- **TO BE DONE**
Extract, from the listing that follows, each line containing the word "index".

---------- RECORDED DATA

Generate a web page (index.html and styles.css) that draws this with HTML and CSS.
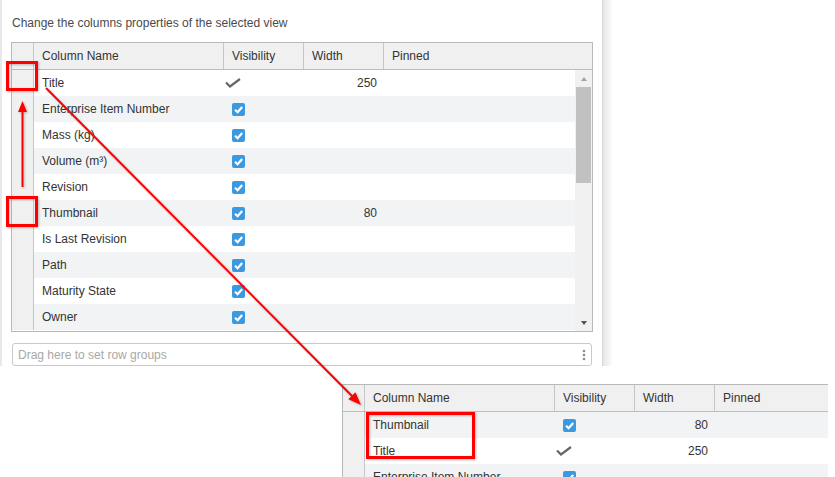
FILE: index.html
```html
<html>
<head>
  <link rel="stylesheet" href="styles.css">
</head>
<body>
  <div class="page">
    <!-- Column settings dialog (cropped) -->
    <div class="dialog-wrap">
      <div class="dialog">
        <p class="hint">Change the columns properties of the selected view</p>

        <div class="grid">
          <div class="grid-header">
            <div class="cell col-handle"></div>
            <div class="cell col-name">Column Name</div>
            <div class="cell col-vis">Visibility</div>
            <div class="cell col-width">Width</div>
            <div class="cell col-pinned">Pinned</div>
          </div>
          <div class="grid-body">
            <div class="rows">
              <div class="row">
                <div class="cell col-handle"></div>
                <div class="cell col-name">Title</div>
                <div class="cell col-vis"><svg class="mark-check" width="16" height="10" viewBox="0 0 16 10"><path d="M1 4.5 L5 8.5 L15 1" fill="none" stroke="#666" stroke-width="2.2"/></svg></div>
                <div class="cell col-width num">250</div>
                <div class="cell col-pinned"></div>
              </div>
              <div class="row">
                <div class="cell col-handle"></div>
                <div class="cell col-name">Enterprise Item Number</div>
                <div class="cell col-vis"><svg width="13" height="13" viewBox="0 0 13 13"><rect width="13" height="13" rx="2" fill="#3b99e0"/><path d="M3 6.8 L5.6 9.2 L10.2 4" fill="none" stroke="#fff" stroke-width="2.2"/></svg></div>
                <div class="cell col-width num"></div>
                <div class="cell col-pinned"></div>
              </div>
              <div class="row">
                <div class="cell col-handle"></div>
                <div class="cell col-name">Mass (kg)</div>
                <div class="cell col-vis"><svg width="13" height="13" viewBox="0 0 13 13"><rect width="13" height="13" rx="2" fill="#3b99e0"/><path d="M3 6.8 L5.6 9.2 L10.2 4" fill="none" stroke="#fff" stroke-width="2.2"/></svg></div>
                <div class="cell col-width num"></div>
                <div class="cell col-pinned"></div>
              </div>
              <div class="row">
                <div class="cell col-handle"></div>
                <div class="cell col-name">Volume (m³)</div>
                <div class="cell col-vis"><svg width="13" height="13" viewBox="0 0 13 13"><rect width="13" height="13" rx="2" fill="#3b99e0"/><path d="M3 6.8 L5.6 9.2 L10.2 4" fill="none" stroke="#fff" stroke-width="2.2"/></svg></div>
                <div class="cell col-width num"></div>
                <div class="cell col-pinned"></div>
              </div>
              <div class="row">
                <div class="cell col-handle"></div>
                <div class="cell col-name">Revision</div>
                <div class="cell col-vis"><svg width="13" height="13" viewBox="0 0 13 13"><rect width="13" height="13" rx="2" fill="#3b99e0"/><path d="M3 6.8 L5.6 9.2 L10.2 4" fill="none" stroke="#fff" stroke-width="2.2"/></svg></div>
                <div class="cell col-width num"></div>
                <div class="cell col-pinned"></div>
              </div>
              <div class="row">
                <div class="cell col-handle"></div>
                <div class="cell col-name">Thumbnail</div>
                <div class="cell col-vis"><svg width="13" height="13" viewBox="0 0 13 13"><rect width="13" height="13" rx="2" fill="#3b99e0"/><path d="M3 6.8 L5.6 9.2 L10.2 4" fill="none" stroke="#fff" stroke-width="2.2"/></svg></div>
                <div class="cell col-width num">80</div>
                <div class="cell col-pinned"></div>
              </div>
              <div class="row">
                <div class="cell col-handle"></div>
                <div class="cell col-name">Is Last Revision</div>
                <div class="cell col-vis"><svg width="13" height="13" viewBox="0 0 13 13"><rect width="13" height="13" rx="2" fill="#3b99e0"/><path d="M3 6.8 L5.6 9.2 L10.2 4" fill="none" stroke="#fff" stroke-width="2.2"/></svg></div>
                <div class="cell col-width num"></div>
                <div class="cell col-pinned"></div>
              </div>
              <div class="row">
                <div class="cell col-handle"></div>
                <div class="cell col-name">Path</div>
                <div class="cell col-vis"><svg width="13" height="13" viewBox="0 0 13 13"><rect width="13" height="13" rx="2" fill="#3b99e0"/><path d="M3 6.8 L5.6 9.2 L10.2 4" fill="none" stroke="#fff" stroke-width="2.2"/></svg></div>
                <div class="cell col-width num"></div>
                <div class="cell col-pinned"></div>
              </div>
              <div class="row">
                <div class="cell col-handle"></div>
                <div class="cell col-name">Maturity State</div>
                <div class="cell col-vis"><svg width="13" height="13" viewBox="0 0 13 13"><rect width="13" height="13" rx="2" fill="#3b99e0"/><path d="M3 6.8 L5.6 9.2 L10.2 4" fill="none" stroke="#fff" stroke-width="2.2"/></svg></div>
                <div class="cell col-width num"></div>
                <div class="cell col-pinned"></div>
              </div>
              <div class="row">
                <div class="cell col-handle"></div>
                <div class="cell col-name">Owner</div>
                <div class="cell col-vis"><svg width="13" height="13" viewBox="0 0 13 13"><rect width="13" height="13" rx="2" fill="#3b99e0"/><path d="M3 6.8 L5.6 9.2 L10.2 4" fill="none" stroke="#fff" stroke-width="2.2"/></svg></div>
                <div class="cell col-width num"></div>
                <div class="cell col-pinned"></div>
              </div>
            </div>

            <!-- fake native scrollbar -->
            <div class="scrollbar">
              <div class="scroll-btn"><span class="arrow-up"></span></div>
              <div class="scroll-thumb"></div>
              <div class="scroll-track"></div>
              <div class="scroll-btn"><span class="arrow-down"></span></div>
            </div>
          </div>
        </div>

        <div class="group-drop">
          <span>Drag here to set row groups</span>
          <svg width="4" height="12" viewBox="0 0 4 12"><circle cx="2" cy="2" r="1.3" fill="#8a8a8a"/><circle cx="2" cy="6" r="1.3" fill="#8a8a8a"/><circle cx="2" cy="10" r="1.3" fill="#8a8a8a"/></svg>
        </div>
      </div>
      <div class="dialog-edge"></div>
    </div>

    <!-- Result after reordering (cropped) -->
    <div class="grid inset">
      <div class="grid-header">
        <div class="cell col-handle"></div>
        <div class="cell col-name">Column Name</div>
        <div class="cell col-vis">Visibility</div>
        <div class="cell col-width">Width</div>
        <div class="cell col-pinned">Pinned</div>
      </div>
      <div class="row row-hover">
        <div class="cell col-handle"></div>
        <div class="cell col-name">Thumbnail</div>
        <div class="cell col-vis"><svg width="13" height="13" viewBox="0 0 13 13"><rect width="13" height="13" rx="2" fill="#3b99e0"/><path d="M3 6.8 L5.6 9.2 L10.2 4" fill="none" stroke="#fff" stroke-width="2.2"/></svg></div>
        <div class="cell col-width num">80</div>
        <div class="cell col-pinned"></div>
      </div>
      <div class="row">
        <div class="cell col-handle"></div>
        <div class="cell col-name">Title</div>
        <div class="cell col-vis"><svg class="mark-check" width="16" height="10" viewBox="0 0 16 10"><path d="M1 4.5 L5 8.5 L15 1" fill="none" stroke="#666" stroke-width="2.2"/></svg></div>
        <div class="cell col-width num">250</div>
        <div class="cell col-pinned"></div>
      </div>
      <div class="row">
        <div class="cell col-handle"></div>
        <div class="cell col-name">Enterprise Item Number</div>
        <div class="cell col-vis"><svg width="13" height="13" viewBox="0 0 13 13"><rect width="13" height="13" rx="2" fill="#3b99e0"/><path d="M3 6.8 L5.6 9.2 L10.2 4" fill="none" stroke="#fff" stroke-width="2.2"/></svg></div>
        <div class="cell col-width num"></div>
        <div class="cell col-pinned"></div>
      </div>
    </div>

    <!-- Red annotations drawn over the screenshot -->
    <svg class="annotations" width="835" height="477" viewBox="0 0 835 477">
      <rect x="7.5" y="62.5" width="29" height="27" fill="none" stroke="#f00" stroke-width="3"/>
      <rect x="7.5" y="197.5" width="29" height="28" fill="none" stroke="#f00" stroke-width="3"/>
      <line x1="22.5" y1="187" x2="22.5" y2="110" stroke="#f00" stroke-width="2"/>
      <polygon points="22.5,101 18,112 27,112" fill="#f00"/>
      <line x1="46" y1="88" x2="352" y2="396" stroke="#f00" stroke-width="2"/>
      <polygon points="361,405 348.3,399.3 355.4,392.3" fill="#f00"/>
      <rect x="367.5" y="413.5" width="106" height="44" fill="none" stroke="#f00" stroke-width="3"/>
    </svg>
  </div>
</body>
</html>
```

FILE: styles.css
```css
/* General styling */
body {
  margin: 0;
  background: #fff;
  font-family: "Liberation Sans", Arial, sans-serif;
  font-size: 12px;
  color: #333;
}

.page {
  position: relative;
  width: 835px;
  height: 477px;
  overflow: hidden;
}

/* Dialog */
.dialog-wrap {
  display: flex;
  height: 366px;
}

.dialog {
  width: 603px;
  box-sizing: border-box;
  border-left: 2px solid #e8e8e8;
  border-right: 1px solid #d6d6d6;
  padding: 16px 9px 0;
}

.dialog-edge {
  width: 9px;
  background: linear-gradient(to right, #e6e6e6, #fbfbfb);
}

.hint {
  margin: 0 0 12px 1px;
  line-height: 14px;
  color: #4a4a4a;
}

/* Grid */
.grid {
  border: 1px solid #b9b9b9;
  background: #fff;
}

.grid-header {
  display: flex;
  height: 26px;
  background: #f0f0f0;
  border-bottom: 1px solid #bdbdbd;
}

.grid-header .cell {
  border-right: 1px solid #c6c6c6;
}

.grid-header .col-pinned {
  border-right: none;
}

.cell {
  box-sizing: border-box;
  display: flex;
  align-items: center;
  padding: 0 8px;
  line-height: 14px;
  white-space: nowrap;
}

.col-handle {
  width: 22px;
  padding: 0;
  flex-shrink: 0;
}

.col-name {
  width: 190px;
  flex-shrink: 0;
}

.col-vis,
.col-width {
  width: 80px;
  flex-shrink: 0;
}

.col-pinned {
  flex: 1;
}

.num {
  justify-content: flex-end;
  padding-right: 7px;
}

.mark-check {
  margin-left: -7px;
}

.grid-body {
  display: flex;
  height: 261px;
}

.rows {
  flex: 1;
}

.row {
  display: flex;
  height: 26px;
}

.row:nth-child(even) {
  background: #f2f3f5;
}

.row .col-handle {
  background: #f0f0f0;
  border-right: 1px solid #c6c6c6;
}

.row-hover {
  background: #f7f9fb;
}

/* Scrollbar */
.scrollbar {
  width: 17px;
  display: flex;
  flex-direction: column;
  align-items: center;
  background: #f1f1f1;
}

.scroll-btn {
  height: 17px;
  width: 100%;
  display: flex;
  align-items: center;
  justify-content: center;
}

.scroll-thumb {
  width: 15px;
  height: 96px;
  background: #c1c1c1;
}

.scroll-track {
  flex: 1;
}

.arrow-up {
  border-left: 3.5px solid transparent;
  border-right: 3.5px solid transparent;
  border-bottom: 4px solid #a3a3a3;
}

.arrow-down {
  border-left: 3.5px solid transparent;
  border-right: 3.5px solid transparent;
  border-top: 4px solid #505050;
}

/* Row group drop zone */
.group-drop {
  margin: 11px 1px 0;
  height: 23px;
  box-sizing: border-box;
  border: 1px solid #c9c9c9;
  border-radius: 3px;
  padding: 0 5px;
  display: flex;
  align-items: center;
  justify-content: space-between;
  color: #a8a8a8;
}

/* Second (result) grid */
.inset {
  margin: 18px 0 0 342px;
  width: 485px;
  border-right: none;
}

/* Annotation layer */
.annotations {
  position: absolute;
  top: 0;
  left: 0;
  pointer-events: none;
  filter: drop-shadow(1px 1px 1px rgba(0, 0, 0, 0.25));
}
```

--------------------
---------- RECORDED DATA

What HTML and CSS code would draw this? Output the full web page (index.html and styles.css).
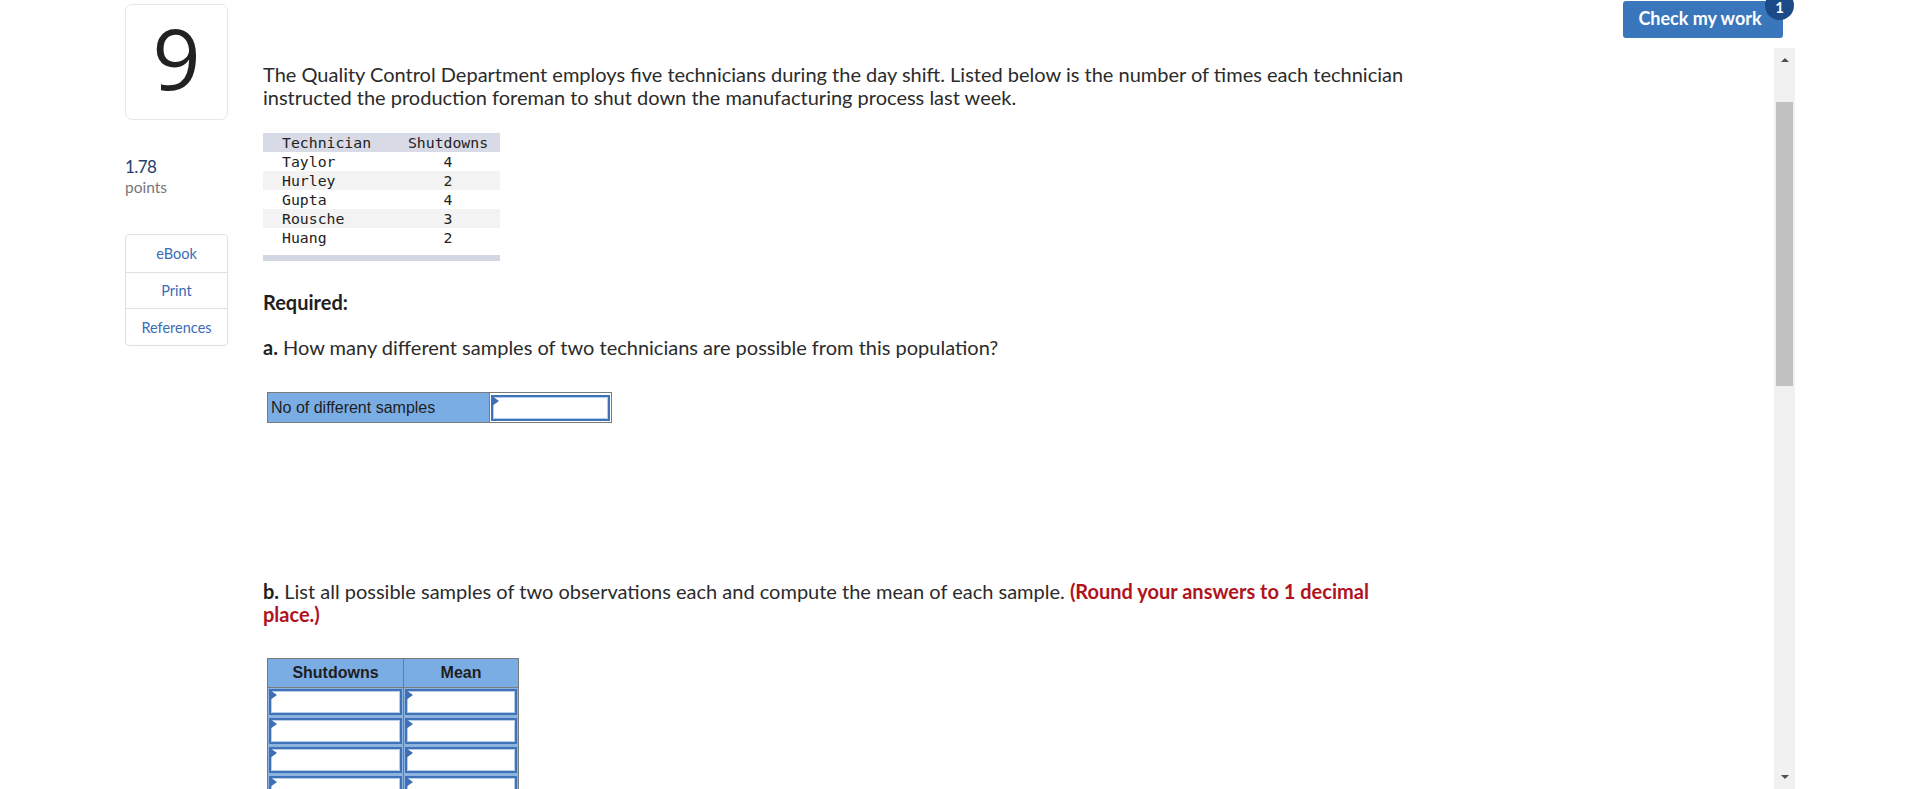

--------------------

- **ANSWER IN FULL**
Generate a web page (index.html and styles.css) that draws this with HTML and CSS.
FILE: index.html
What HTML and CSS code would draw this? Output the full web page (index.html and styles.css).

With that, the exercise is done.